Dieser Zuwachs und die Verschiebung der Gewichtung sind jedoch nicht allein aus direkten Branchenwechseln abzuleiten ("Cocktailbar übernimmt Kurzwarenladen"), sondern ebenfalls aus Neubautätigkeit (oftmals sind regelrechte Dienstleistungskomplexe entstanden) und vor allem aus der Beseitigung von Leerstand, der vor allem im "LSD-Kiez" (Lychener-Schliemann-Dunckerstraße) und hier insbesondere der Lychener Straße sehr hoch war.

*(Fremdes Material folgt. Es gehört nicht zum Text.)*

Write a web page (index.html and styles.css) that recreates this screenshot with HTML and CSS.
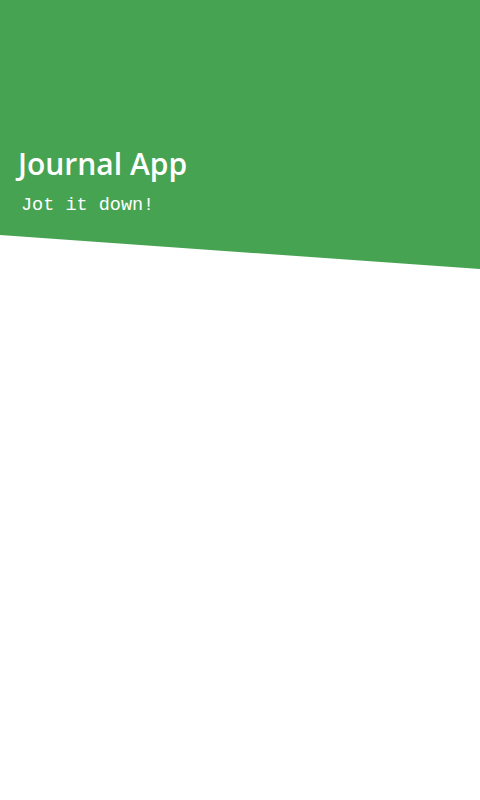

Betrachtet man diese Entwicklung etwas eingehender, so führt der "Kneipenboom" in einzelnen Untersuchungseinheiten (die Untersuchungen wurden straßenweise erhoben) zu Spitzenwerten von bis zu 40 % der jeweiligen Betriebe. Der Extremwert wurde mit 40,6 % in der Lychener Straße gemessen. In nur einer von 20 weiteren Straßen im Sanierungsgebiet sind mit 28 Bars und Restaurants 18,1 % aller Gastronomiebetriebe am Helmholtzplatz konzentriert (auf die Plätze folgen Raumerstraße und Pappelallee). Tendenz: steigend. Soeben wurde ein neuer Club ("Hierher soll nicht nur der Elektro- oder Rockfreak kommen, sondern auch der Galerieschnösel, der sich ein Konzert anguckt" - Mitbetreiber G. Hotz in der Berliner Zeitung vom 8.1.2003) mit Förderung des Quartiermanagements aus der Taufe gehoben.

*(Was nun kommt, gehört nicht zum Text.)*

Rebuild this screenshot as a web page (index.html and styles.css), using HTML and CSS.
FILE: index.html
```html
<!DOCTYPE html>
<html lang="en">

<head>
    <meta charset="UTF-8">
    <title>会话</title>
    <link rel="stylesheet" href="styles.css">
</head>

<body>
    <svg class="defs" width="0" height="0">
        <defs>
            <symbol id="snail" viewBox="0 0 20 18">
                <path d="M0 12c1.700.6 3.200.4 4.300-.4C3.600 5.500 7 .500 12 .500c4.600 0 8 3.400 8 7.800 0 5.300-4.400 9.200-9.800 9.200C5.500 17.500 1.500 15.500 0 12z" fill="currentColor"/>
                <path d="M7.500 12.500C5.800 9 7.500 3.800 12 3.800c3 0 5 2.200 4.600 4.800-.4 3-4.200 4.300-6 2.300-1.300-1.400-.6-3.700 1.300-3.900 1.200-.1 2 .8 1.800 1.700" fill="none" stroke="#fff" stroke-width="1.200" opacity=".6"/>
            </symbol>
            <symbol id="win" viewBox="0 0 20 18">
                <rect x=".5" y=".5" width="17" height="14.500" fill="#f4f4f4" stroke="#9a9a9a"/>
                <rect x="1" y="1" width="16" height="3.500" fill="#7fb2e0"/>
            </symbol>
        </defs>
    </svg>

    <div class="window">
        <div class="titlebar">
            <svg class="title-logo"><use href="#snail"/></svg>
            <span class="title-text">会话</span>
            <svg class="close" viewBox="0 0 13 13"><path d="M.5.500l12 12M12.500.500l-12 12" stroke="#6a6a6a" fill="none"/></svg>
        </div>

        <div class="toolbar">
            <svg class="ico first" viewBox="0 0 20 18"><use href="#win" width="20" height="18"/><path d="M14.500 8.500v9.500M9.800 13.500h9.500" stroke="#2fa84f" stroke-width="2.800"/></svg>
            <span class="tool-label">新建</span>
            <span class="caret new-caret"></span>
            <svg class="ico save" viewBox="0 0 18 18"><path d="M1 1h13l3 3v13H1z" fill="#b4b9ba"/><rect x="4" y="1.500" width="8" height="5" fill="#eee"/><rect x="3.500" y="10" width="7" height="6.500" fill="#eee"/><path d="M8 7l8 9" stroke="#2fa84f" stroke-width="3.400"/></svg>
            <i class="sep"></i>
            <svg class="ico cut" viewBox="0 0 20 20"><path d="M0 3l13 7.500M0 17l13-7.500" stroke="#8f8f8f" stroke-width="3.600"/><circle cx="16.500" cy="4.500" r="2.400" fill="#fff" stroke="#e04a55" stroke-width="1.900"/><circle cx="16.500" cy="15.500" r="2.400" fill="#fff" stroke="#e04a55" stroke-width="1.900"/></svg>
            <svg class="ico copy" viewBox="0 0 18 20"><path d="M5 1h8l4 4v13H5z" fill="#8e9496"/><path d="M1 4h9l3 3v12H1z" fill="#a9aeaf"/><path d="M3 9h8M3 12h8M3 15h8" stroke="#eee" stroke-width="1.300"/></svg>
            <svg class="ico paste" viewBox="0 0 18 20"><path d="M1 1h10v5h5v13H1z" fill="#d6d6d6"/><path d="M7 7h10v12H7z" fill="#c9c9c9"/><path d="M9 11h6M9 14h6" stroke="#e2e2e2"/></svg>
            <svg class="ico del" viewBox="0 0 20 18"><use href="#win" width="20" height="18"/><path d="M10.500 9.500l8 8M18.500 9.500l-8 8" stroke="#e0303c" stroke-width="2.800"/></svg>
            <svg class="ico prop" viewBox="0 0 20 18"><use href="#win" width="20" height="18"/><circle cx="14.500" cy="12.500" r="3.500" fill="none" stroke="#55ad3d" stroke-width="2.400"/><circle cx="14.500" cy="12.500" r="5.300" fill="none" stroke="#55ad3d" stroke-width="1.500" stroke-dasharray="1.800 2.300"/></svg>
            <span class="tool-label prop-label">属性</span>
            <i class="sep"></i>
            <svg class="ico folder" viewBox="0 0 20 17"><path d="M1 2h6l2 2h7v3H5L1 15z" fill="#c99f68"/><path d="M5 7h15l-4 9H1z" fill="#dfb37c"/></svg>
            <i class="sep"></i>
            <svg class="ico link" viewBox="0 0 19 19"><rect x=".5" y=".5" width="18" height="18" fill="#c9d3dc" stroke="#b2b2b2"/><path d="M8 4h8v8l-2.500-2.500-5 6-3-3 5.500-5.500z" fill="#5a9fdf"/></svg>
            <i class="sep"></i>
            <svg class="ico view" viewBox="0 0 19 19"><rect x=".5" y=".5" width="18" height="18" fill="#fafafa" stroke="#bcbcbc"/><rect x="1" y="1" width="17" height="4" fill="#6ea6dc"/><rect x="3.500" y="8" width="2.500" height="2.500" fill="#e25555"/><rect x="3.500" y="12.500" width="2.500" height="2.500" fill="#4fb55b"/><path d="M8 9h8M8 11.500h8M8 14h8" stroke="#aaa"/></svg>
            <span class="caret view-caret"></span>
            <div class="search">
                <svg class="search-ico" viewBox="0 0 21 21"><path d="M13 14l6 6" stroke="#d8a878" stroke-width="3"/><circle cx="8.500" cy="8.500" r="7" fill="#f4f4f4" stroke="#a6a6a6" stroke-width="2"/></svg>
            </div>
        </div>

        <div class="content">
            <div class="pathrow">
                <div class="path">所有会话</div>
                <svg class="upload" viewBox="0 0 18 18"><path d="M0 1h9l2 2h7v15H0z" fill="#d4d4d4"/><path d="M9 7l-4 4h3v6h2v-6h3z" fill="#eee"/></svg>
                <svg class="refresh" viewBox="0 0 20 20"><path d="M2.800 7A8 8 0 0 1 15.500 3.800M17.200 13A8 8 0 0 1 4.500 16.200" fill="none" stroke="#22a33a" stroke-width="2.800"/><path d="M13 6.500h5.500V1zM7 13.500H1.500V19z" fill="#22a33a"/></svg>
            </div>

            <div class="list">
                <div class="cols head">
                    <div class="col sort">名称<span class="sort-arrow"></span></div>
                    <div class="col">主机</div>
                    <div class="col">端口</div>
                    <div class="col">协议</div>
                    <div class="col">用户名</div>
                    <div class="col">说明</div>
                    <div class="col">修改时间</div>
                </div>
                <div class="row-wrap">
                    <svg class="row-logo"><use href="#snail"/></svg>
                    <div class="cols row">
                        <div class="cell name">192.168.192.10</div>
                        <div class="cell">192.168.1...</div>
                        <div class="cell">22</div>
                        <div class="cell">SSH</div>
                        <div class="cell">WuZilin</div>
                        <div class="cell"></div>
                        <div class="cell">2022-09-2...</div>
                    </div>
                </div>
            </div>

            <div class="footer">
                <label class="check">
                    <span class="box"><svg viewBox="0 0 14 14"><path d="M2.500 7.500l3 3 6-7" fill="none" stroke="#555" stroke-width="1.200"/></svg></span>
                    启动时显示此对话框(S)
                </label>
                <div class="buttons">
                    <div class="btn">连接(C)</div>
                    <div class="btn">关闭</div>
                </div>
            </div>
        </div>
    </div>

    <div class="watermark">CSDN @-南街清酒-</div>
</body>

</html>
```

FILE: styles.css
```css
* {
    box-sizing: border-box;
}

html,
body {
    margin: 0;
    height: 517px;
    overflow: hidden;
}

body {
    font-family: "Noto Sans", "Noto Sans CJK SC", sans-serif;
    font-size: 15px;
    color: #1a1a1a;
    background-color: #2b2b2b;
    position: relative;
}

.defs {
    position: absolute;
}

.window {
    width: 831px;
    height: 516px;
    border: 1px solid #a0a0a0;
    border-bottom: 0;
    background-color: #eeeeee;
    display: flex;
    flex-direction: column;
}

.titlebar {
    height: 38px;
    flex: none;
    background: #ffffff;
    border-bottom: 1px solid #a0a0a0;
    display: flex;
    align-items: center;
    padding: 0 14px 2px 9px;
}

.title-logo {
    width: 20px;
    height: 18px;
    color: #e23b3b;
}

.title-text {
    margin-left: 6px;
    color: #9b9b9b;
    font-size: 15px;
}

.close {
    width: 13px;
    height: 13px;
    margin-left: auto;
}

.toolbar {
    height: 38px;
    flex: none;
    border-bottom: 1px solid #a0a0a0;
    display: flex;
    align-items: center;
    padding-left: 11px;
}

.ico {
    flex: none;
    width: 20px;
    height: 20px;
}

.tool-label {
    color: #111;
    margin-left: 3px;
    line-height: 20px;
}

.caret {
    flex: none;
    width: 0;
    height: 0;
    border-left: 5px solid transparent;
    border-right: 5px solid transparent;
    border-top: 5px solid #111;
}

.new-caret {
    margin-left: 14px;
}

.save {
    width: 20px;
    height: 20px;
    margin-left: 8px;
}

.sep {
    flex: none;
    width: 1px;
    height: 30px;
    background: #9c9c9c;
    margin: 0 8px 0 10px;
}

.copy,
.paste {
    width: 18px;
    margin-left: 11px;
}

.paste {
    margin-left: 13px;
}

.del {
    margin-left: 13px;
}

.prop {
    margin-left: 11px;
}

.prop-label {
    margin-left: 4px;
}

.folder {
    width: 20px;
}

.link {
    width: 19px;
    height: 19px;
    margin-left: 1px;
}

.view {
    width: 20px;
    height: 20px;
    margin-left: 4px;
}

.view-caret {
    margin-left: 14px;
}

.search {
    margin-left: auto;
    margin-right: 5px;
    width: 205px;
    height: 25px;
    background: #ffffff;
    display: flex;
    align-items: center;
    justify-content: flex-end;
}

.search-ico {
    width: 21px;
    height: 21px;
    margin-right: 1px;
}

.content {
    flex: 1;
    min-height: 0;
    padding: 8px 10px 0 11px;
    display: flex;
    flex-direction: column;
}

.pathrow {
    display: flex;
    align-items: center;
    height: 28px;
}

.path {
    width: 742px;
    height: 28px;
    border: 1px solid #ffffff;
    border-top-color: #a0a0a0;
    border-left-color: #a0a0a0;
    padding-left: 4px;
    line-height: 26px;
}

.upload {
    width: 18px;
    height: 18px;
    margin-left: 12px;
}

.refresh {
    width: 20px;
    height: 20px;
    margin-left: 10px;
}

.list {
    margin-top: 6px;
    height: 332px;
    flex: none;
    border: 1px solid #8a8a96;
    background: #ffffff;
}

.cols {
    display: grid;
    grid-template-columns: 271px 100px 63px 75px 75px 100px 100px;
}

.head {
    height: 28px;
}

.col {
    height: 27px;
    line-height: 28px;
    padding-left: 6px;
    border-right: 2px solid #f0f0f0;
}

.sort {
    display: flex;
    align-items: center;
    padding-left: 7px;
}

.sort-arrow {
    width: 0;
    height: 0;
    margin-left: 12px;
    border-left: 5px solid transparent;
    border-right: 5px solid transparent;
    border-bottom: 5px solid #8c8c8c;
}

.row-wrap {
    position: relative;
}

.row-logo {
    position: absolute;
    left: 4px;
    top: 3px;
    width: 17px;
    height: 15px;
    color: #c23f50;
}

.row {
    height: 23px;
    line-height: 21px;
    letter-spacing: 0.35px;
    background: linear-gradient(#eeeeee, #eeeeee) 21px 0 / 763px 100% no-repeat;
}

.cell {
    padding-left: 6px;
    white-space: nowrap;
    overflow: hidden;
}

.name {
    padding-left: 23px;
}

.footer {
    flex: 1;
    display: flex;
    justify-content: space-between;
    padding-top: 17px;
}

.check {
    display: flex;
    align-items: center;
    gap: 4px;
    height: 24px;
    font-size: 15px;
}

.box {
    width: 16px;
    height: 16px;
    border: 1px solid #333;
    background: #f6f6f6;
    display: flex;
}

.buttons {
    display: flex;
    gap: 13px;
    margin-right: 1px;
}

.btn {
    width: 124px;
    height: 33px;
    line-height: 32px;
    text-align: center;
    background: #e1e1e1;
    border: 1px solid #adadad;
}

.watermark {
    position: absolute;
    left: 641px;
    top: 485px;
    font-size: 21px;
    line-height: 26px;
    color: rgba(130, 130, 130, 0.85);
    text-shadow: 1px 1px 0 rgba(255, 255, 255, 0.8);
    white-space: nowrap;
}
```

Raum für unterschiedliche Lebensstile

Angesichts dieser Entwicklung ist eine Reduzierung der Nutzungsvielfalt bei partiell monostruktureller Nutzung durch gastronomische Einrichtungen zu konstatieren. Dabei gruppieren sich Einrichtungen mit vergleichsweise hochpreisigen Angeboten in der unmittelbaren Nachbarschaft zum Helmholtzplatz, ebenso Anwaltsbüros und Einzelhandelsgeschäfte, die von Angebot und Optik auf neue Lebensstilgruppen im Kiez schließen lassen. Die Attraktivität des Quartiers Helmholtzplatz als Wohn- und Erlebnisort ist hoch und wird den Gebrauchswert des Viertels wie auch das Mietniveau für Wohnraum und Gewerbe weiter verändern. Noch kann am Helmholtzplatz von kleinteiligen Auf- und Abwertungsprozessen ( oder zutreffender: von Aufwertung und Stagnation) gesprochen werden. Während in der Schliemannstraße in einem Haus mit maroder Bausubstanz eine Obdachloseninitiative Quartier bezogen hat, hält nur wenige fünfzig Meter weiter zwischen Luxusapartment und Cocktail-Lounge die Schickeria Hof.

Aber: Während das Schlürfen kühler Caipirinhas auf dem Kneipengestühl am Helmholtzplatz geradezu en vogue ist, kann der Verzehr lauwarmen Dosenbiers auf dem Helmi – vorausgesetzt man fällt ins polizeiliche Raster des "Störers" – leicht zur unfreiwilligen Bekanntschaft mit der Direktionshundertschaft und im wahrsten Sinne des Wortes zum "Platzverweis" führen. Und stören tut derzeit alles, was die Atmosphäre für Quartiersmanager, Gewerbetreibende, Hausbesitzer, Touristen und Neubewohner am emporstrebenden Helmholtzplatz negativ beeinflussen könnte. Der Helmholtzplatz: ein domestizierter urbaner Erlebnisraum. Verdrängung ist das Wesen seines Wandels, Toleranz und ein zumindest gleichberechtigtes Nebeneinander sind dagegen Fremdworte.